(Stored dataset items)

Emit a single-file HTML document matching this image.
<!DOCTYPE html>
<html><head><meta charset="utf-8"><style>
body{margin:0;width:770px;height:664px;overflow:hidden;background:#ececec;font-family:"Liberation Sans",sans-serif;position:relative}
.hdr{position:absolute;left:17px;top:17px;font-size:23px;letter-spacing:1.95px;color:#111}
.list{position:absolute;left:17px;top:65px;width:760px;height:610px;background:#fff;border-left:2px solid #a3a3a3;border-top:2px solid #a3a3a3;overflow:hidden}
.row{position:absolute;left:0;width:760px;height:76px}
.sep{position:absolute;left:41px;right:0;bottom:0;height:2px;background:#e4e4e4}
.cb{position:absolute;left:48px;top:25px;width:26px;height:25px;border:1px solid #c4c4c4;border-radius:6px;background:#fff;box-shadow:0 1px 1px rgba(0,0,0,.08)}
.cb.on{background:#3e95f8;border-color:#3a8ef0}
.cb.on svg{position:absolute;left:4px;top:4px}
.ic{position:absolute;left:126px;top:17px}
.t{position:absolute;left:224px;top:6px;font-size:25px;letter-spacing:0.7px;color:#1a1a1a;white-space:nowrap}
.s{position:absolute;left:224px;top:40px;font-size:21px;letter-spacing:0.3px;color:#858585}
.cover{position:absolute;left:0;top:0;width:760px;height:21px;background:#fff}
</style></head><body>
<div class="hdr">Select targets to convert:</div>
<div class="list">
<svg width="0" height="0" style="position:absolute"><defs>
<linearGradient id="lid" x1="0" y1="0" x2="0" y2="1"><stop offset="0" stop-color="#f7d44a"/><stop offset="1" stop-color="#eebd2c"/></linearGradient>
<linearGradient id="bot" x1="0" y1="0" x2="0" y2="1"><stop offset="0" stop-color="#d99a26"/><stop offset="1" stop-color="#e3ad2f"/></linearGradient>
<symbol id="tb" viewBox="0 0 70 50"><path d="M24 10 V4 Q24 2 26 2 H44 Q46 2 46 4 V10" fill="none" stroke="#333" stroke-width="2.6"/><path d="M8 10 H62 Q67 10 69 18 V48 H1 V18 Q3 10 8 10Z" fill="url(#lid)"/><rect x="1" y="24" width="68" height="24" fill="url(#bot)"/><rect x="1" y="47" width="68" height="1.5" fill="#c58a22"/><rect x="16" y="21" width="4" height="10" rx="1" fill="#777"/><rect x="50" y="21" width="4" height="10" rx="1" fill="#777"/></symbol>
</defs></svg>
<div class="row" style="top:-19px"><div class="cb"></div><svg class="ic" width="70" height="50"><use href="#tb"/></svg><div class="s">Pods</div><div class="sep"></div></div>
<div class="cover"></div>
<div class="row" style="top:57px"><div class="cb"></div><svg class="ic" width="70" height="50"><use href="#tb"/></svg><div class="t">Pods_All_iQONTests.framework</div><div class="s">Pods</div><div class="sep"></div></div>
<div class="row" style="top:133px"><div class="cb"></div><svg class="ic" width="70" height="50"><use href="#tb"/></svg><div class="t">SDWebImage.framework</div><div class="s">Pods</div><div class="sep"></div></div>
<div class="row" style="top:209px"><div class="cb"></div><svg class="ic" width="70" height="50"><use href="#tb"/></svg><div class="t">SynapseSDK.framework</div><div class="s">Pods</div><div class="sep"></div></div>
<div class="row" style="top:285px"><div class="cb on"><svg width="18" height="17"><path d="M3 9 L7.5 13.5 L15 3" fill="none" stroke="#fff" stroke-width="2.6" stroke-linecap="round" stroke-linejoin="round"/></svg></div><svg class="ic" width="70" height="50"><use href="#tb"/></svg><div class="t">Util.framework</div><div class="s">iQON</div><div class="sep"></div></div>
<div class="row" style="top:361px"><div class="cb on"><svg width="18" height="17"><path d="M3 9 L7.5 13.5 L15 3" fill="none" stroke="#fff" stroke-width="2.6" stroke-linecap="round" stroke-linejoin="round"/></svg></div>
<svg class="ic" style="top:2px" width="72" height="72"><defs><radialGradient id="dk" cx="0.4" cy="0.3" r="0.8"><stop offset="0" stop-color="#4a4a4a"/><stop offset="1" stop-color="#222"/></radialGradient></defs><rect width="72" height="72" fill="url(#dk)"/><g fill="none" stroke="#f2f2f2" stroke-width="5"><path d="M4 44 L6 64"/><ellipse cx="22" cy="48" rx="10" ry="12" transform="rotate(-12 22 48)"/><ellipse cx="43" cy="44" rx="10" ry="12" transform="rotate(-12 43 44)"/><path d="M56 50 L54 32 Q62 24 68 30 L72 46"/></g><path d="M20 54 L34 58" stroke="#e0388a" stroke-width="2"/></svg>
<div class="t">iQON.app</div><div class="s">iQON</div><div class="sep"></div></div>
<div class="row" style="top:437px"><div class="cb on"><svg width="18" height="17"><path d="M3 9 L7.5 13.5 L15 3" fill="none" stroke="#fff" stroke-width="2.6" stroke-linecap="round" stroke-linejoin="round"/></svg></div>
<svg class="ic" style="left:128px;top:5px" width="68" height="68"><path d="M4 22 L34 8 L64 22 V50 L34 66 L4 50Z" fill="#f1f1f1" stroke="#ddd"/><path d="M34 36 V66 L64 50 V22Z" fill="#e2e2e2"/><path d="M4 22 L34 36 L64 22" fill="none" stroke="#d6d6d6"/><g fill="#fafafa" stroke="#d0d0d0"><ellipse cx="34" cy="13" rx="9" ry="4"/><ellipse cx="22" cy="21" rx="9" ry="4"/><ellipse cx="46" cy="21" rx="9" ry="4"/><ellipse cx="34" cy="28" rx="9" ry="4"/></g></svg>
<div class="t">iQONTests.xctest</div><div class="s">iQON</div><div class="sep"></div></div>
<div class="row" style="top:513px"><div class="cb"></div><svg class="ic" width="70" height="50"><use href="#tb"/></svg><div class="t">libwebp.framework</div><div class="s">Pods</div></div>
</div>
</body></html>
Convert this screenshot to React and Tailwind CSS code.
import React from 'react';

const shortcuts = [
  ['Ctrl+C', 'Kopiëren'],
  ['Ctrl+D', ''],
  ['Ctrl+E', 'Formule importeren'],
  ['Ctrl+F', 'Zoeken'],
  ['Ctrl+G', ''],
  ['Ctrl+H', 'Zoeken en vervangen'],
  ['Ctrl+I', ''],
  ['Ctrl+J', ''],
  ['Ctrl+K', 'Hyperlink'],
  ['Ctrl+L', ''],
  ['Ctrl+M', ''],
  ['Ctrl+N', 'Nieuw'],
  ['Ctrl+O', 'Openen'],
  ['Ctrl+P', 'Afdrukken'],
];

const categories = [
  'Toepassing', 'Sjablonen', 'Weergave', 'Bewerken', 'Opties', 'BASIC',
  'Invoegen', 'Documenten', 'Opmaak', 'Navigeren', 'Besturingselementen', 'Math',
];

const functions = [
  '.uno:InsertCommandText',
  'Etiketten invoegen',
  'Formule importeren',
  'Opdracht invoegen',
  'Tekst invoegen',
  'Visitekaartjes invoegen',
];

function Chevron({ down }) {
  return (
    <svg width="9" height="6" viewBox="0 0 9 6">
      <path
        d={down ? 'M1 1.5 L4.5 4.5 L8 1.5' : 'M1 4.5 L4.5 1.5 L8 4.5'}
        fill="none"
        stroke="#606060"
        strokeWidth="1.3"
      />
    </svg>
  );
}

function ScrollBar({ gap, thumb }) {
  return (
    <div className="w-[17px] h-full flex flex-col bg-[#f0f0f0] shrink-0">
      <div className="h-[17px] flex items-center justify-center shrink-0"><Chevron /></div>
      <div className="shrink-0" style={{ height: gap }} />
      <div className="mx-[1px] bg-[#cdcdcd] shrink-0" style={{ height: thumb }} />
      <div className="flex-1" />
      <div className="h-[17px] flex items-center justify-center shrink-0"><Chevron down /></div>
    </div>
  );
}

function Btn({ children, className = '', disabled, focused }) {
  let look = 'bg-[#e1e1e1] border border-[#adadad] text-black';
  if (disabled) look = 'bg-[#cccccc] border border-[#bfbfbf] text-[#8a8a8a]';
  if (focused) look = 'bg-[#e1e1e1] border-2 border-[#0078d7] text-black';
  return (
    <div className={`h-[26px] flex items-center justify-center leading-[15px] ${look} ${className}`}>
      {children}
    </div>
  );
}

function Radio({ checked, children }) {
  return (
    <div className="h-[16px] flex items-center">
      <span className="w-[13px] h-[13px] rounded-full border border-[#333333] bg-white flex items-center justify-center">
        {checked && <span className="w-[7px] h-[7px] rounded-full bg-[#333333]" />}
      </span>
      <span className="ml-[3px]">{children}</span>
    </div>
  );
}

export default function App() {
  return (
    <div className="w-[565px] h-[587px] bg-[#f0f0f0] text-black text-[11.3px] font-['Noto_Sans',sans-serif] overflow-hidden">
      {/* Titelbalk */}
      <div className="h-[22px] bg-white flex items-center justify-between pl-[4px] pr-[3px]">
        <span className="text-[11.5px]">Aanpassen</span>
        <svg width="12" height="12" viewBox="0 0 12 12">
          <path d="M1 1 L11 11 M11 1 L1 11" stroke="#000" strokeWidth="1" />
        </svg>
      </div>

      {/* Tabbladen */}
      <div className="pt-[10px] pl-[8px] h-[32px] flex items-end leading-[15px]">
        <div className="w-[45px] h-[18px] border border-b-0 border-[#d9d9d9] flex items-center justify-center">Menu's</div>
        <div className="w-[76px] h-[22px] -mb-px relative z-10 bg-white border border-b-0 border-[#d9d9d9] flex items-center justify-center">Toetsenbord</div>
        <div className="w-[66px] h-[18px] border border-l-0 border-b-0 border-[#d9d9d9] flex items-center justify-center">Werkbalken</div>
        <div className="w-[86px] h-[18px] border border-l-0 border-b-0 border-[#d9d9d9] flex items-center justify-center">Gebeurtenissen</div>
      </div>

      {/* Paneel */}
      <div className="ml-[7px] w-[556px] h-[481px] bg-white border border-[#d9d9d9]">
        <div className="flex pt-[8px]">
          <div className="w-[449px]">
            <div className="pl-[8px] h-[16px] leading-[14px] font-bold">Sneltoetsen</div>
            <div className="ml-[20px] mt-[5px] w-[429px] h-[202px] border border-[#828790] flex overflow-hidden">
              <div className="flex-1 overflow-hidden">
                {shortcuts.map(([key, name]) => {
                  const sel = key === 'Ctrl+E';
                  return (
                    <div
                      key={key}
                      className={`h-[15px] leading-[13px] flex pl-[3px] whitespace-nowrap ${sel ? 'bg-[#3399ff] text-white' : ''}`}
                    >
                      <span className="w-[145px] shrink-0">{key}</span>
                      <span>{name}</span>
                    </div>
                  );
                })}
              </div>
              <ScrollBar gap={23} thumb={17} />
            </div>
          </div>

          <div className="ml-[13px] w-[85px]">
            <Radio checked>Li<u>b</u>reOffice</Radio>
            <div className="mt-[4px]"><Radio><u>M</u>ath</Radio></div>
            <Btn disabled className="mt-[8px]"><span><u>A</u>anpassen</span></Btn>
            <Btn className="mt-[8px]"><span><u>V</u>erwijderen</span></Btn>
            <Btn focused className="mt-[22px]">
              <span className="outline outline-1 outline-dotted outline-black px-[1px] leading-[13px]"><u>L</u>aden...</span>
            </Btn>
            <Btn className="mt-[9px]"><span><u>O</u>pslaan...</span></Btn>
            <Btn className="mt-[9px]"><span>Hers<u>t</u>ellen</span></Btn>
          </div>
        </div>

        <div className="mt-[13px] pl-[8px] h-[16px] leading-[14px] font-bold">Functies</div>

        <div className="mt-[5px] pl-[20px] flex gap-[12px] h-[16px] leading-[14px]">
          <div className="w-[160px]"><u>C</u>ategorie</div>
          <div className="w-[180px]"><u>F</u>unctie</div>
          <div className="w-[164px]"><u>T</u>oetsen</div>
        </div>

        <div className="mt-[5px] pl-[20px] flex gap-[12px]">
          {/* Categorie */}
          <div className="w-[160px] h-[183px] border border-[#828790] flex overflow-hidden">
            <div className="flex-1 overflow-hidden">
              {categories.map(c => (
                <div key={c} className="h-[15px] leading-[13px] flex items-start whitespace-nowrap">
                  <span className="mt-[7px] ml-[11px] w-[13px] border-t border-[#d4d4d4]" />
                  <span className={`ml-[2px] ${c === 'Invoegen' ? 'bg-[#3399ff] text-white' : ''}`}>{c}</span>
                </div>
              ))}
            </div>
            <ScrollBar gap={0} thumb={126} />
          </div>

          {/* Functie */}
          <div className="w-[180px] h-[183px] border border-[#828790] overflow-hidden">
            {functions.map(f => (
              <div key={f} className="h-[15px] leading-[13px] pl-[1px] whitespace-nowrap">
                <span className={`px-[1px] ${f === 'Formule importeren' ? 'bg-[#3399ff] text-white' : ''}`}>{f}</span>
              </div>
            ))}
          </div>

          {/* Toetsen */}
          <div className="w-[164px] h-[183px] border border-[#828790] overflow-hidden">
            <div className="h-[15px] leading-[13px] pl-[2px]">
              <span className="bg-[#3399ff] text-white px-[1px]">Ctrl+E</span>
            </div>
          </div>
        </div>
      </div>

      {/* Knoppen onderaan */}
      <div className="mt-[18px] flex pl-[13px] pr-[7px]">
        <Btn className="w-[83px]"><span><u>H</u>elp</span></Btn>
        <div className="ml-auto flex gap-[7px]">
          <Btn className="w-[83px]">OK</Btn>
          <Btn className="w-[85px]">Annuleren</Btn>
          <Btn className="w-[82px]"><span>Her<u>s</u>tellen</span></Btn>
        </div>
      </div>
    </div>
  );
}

--

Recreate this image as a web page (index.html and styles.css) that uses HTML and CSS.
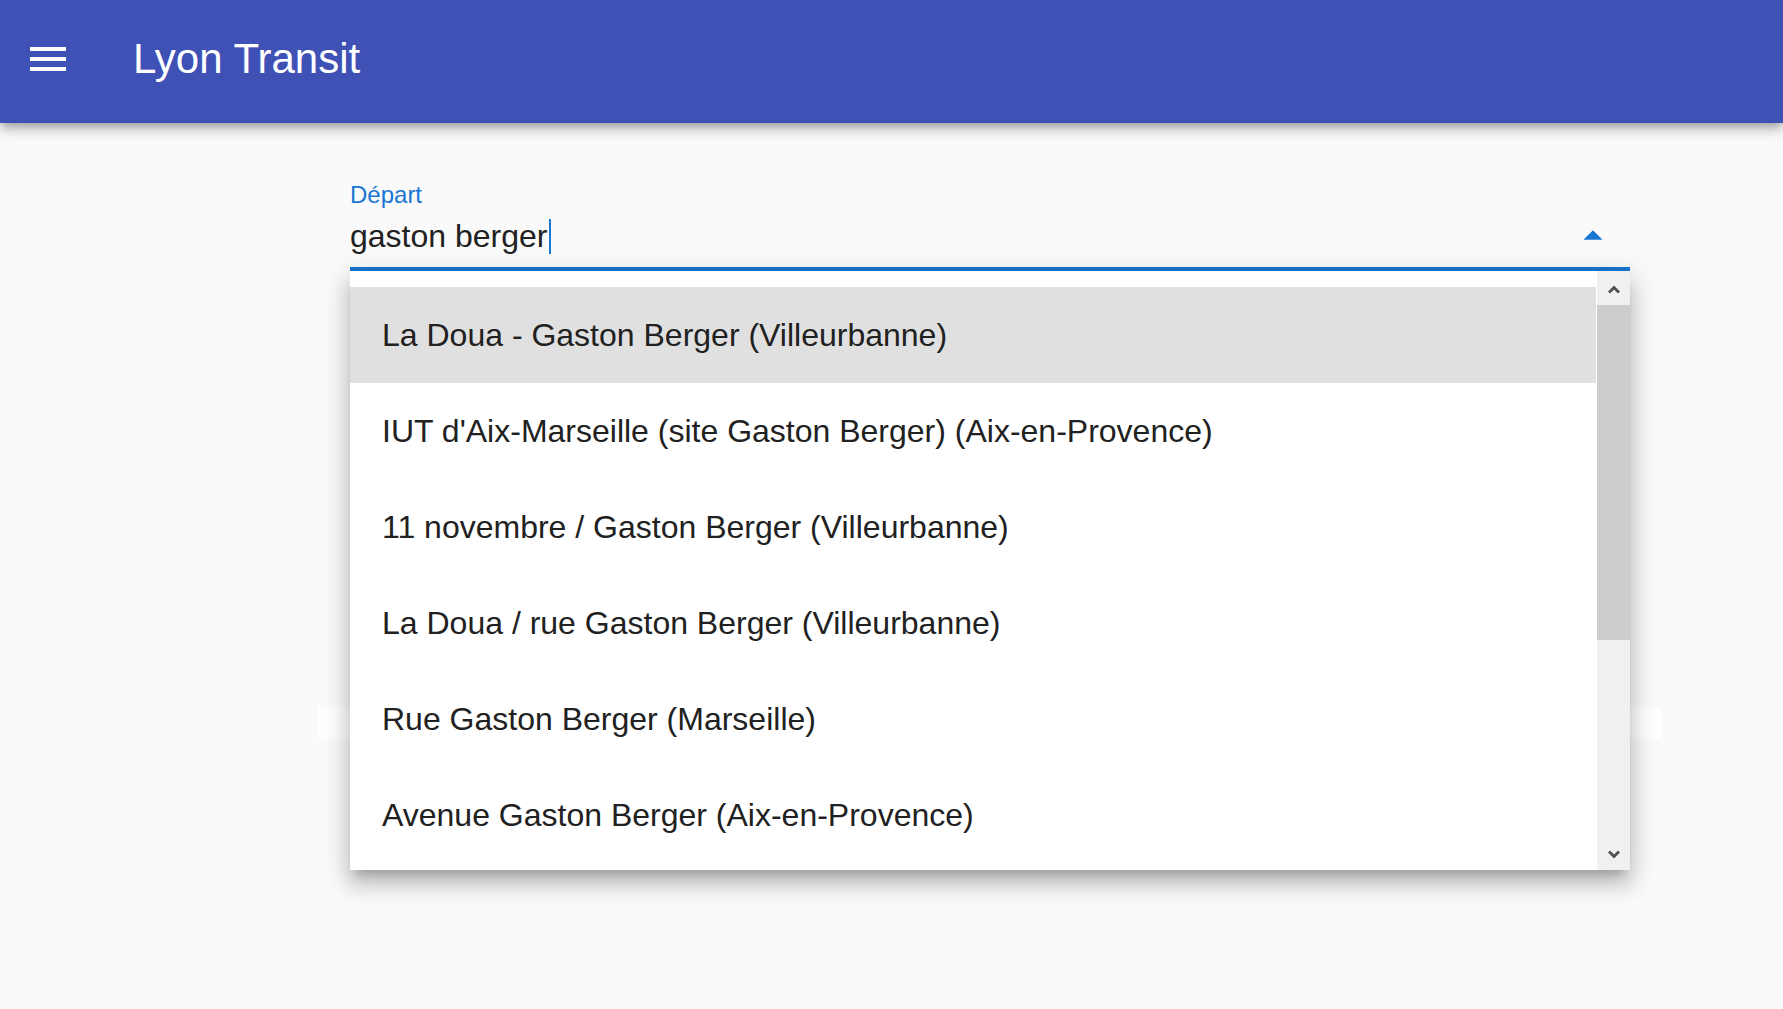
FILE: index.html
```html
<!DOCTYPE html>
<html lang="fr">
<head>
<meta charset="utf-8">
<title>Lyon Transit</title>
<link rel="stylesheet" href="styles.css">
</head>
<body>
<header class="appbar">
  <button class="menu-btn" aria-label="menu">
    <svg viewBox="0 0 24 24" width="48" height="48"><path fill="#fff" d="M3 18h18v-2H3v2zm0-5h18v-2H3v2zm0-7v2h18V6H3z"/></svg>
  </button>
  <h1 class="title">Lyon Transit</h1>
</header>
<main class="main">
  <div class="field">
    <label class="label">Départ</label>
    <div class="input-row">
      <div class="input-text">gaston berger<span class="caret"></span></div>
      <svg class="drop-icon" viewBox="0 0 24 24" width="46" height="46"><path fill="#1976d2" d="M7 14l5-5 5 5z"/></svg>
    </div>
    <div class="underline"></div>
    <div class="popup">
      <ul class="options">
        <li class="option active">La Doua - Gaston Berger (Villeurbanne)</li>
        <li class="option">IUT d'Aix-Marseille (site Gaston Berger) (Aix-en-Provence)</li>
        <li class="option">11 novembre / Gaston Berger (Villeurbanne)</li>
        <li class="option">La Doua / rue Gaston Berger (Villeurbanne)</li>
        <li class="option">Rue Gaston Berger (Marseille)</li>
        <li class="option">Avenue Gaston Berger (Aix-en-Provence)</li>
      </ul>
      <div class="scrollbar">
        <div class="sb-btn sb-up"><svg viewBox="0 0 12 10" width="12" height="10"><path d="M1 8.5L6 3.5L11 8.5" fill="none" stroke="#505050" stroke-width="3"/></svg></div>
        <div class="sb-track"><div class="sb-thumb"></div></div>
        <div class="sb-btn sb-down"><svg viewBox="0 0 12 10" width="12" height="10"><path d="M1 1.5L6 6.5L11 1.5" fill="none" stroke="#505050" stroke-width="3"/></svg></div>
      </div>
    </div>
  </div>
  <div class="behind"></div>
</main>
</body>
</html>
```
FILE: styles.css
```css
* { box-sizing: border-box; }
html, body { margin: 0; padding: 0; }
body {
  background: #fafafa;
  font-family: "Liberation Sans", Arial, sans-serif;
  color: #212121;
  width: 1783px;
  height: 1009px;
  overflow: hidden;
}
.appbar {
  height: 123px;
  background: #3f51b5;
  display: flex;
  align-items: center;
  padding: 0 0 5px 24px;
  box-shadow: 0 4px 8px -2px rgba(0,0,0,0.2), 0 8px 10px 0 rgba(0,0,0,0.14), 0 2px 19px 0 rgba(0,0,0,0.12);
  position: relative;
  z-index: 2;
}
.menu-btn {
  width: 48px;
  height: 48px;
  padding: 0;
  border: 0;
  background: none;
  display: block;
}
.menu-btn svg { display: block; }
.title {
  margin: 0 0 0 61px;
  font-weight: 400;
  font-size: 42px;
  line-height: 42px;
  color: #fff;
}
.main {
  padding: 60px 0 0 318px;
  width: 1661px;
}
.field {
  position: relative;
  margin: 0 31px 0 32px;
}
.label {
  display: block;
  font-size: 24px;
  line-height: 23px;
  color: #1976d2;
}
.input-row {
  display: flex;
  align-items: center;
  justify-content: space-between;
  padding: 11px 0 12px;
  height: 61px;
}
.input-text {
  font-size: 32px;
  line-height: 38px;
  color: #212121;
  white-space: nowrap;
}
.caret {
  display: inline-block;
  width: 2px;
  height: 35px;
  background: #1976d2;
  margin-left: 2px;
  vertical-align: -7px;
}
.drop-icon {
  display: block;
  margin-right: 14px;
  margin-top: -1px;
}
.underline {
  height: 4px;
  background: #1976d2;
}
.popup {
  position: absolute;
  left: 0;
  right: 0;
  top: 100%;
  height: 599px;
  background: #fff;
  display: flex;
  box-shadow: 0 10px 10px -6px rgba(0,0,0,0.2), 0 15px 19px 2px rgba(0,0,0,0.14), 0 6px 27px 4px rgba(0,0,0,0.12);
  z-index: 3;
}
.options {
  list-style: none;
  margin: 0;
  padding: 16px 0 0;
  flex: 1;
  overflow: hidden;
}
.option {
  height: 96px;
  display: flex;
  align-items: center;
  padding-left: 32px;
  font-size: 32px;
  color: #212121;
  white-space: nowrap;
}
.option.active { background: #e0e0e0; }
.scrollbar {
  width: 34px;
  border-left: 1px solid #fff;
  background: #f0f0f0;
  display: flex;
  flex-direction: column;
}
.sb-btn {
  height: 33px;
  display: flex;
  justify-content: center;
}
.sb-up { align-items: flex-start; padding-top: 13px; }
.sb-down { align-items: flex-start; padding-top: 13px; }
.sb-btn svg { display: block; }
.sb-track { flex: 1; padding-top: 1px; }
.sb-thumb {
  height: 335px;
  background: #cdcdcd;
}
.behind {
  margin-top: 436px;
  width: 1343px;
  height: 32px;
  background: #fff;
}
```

▶ Exercise requirements: Above are entries; state the number of lines among them that contain "React", and nothing else.

▶ Written response: 2